[Records with interface code]
....
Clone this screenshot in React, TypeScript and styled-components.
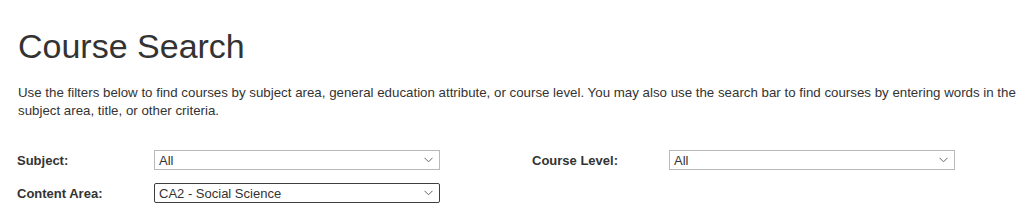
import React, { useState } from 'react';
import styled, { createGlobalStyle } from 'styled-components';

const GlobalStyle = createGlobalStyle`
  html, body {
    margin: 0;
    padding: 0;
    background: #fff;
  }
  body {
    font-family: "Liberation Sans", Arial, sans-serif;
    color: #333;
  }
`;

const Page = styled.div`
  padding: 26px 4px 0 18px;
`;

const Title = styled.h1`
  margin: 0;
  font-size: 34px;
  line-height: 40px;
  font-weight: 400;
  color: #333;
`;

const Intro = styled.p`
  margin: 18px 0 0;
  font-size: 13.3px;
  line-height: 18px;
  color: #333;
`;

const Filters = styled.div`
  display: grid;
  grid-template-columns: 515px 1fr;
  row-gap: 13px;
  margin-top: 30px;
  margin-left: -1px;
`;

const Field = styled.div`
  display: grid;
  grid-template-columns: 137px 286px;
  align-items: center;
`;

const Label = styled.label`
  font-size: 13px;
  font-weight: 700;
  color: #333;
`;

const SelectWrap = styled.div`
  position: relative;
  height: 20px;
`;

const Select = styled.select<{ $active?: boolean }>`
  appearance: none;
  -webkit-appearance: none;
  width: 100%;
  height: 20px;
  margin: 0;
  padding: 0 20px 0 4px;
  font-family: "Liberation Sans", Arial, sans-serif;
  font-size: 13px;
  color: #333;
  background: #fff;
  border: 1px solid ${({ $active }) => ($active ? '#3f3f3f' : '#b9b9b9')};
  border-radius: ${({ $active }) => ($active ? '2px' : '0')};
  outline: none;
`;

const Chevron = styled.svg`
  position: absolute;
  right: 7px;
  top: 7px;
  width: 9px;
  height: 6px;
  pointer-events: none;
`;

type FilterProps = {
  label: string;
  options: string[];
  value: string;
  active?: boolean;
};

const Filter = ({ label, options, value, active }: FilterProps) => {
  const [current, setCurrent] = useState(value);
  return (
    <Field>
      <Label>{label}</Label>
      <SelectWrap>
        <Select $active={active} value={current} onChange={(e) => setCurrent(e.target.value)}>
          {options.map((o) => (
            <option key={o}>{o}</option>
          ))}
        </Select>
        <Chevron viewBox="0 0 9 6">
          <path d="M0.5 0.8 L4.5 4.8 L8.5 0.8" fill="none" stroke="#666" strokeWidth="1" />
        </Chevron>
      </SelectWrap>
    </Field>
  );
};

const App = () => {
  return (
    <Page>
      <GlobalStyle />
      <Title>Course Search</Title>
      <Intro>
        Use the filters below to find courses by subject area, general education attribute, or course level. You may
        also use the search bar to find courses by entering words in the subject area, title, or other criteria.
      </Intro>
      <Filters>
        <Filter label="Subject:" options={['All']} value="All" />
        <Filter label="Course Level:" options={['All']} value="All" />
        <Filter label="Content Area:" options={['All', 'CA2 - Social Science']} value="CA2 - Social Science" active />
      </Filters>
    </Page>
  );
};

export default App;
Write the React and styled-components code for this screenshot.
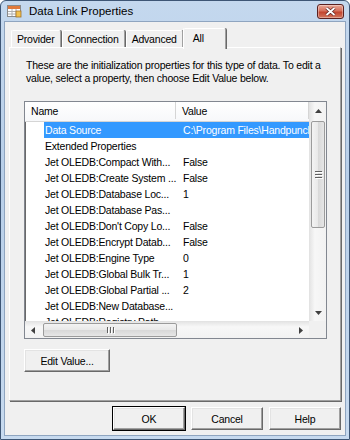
....
Task details:
Leave out every line without the string "this" and copy the rest.

Full response:
Clone this screenshot in React, TypeScript and styled-components.
Write the React and styled-components code for this screenshot.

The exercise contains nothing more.